Duchêne was born in France and arrived in the United States in 1907 at the age of 23, already calling herself an "artiste". In 1910, she created the role of Adah in Naughty Marietta on Broadway.

She made her debut at the Metropolitan Opera on March 16, 1912 as La Cieca in Amilcare Ponchielli's La Gioconda with Emmy Destinn in the title role, Enrico Caruso as Enzo, and Arturo Toscanini conducting. She appeared in the American premiere of  Boris Godunov as the Nurse in 1912 with Toscanini conducting. On March 12, 1913 she was to sing the role of Giulietta in Les Contes d'Hoffmann when she fainted; her role was taken over by madam Fremsted, who had sung the role when it premiered in the United States. 

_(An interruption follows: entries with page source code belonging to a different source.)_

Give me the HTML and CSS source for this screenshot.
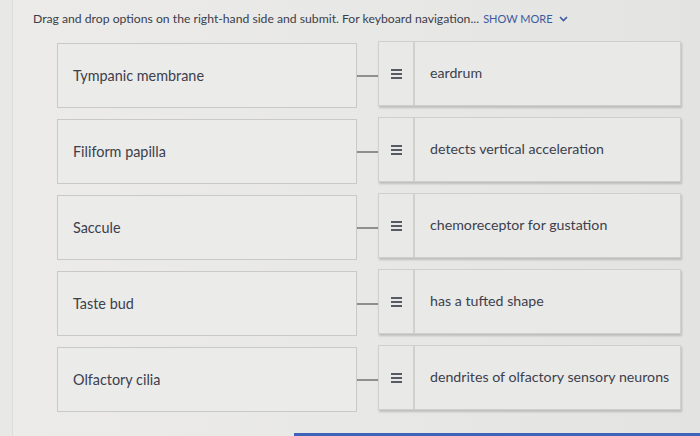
FILE: index.html
```html
<!DOCTYPE html>
<html>
<head>
<meta charset="utf-8">
<link rel="stylesheet" href="styles.css">
</head>
<body>
<div class="page">
  <p class="intro">Drag and drop options on the right-hand side and submit. For keyboard navigation... <span class="more">SHOW MORE<svg class="chev" width="9" height="6" viewBox="0 0 9 6"><path d="M1 1 L4.5 4.5 L8 1" fill="none" stroke="#3b5aa0" stroke-width="1.6"/></svg></span></p>
  <div class="rows">
    <div class="row">
      <div class="term">Tympanic membrane</div>
      <div class="link"></div>
      <div class="option"><div class="handle"><span></span><span></span><span></span></div><div class="label">eardrum</div></div>
    </div>
    <div class="row">
      <div class="term">Filiform papilla</div>
      <div class="link"></div>
      <div class="option"><div class="handle"><span></span><span></span><span></span></div><div class="label">detects vertical acceleration</div></div>
    </div>
    <div class="row">
      <div class="term">Saccule</div>
      <div class="link"></div>
      <div class="option"><div class="handle"><span></span><span></span><span></span></div><div class="label">chemoreceptor for gustation</div></div>
    </div>
    <div class="row">
      <div class="term">Taste bud</div>
      <div class="link"></div>
      <div class="option"><div class="handle"><span></span><span></span><span></span></div><div class="label">has a tufted shape</div></div>
    </div>
    <div class="row">
      <div class="term">Olfactory cilia</div>
      <div class="link"></div>
      <div class="option"><div class="handle"><span></span><span></span><span></span></div><div class="label">dendrites of olfactory sensory neurons</div></div>
    </div>
  </div>
  <div class="bottom-bar"></div>
</div>
</body>
</html>
```

FILE: styles.css
```css
html, body {
  margin: 0;
  padding: 0;
}
body {
  background: #e8e8e6;
  font-family: Lato, "Open Sans", sans-serif;
  color: #3b3f4b;
  width: 700px;
  height: 436px;
  overflow: hidden;
}
.page {
  position: relative;
  height: 436px;
  border-left: 1px solid #dcdcda;
  margin-left: 12px;
  background: linear-gradient(90deg, #ecebe9 0%, #e8e8e6 50%, #e3e3e1 100%);
}
.intro {
  margin: 0;
  padding: 11px 0 0 20px;
  font-size: 12.2px;
  line-height: 16px;
  color: #3a3e4a;
  white-space: nowrap;
}
.more {
  color: #3b5aa0;
  font-size: 11px;
  margin-left: 1px;
}
.chev {
  margin-left: 6px;
  vertical-align: 1px;
}
.rows {
  display: flex;
  flex-direction: column;
  gap: 11px;
  padding: 16px 0 0 44px;
}
.row {
  display: flex;
  align-items: center;
  height: 65px;
}
.term {
  box-sizing: border-box;
  width: 300px;
  height: 65px;
  border: 1px solid #c9c9c7;
  background: #ebebe9;
  display: flex;
  align-items: center;
  padding-left: 15px;
  font-size: 14.4px;
  color: #3c404c;
}
.link {
  width: 21px;
  height: 2px;
  background: #8f8f8f;
}
.option {
  box-sizing: border-box;
  width: 303px;
  height: 65px;
  margin-bottom: 4px;
  border: 1px solid #cfcfcd;
  background: #e9e9e7;
  box-shadow: 1px 2px 2px rgba(0, 0, 0, 0.18);
  display: flex;
}
.handle {
  width: 34px;
  border-right: 2px solid #d0d0ce;
  display: flex;
  flex-direction: column;
  align-items: center;
  justify-content: center;
  gap: 2px;
}
.handle span {
  display: block;
  width: 11px;
  height: 2px;
  background: #555a63;
}
.label {
  display: flex;
  align-items: center;
  padding-left: 15px;
  font-size: 14.2px;
  color: #3c404c;
  padding-bottom: 2px;
}
.bottom-bar {
  position: absolute;
  left: 281px;
  right: 0;
  bottom: 0;
  height: 3px;
  background: #3d64b8;
}
```
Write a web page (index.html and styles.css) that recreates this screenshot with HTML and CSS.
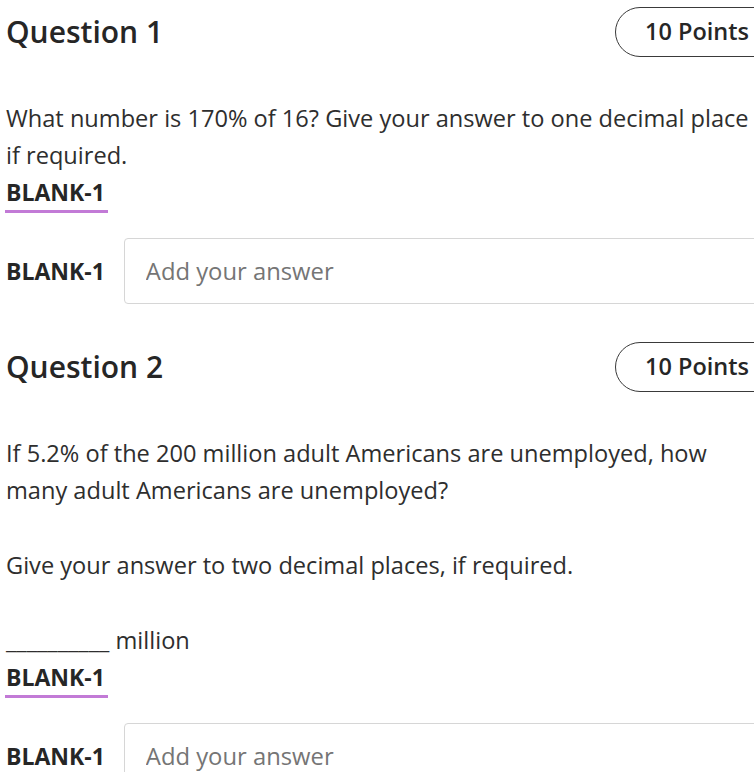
FILE: index.html
```html
<!DOCTYPE html>
<html lang="en">
<head>
<meta charset="utf-8">
<title>Questions</title>
<link rel="stylesheet" href="styles.css">
</head>
<body>
<main class="page">
  <section class="question q1">
    <header class="q-header">
      <h2 class="q-title">Question 1</h2>
      <span class="points">10 Points</span>
    </header>
    <div class="q-body">
      <p>What number is 170% of 16? Give your answer to one decimal place if required.</p>
    </div>
    <div class="blank-tab"><span>BLANK-1</span></div>
    <div class="answer-row">
      <label class="answer-label" for="a1">BLANK-1</label>
      <input class="answer-input" id="a1" type="text" placeholder="Add your answer">
    </div>
  </section>

  <section class="question q2">
    <header class="q-header">
      <h2 class="q-title">Question 2</h2>
      <span class="points">10 Points</span>
    </header>
    <div class="q-body">
      <p>If 5.2% of the 200 million adult Americans are unemployed, how many adult Americans are unemployed?</p>
      <p>Give your answer to two decimal places, if required.</p>
      <p>__________ million</p>
    </div>
    <div class="blank-tab"><span>BLANK-1</span></div>
    <div class="answer-row">
      <label class="answer-label" for="a2">BLANK-1</label>
      <input class="answer-input" id="a2" type="text" placeholder="Add your answer">
    </div>
  </section>
</main>
</body>
</html>
```

FILE: styles.css
```css
html, body {
  margin: 0;
  padding: 0;
  overflow: hidden;
  background: #ffffff;
}

body {
  font-family: "Open Sans", "Noto Sans", "Liberation Sans", sans-serif;
  color: #262626;
}

.page {
  width: 756px;
  padding: 7px 0 0 6px;
  display: flex;
  flex-direction: column;
  gap: 38px;
}

.q-header {
  display: flex;
  align-items: center;
  justify-content: space-between;
  height: 50px;
}

.q-title {
  margin: 0;
  font-size: 30px;
  font-weight: 600;
  line-height: 40px;
  color: #262626;
}

.points {
  box-sizing: border-box;
  height: 50px;
  width: 175px;
  margin-right: -28px;
  padding: 0 0 0 29px;
  border: 1.3px solid #3a3a3a;
  border-radius: 25px;
  font-size: 23.5px;
  font-weight: 600;
  line-height: 47px;
  color: #262626;
}

.q-body {
  margin-top: 43px;
  font-size: 23.6px;
  line-height: 37px;
  color: #2e2e2e;
}

.q-body p {
  margin: 0;
}

.q-body p + p {
  margin-top: 38px;
}

.blank-tab {
  margin-left: -1px;
}

.blank-tab span {
  display: inline-block;
  padding: 0 3px 0 1px;
  font-size: 23px;
  font-weight: 700;
  line-height: 36px;
  border-bottom: 3px solid #c27ad6;
  color: #262626;
}

.answer-row {
  display: flex;
  align-items: center;
  gap: 19px;
  margin-top: 25px;
  margin-right: -30px;
}

.answer-label {
  font-size: 23px;
  font-weight: 700;
  color: #262626;
}

.answer-input {
  flex: 1;
  box-sizing: border-box;
  height: 66px;
  padding: 0 0 0 21px;
  border: 1px solid #d6d6d6;
  border-radius: 4px;
  font-family: "Open Sans", "Noto Sans", "Liberation Sans", sans-serif;
  font-size: 23.8px;
  color: #262626;
  background: #ffffff;
  outline: none;
}

.answer-input::placeholder {
  color: #757575;
}
```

With the company she notably portrayed the role of the Peasant Woman in the United States premiere of Gustave Charpentier's Julien on February 26, 1914. Her mother, Elizabeth Duchêne (1859–1915) died in 1915 of pneumonia just as Duchêne was about to take the stage as Lola in Cavalleria rusticana.
 
Her final and 166th performance with the Met was as Ulrica in Un ballo in maschera in an out-of-town performance at the Boston Opera House on April 18, 1916. 

On October 7, 19?? she married André Dumont (1896–1942), french harmonium maker at Les Andelys. On August 11, 1937, they divorced.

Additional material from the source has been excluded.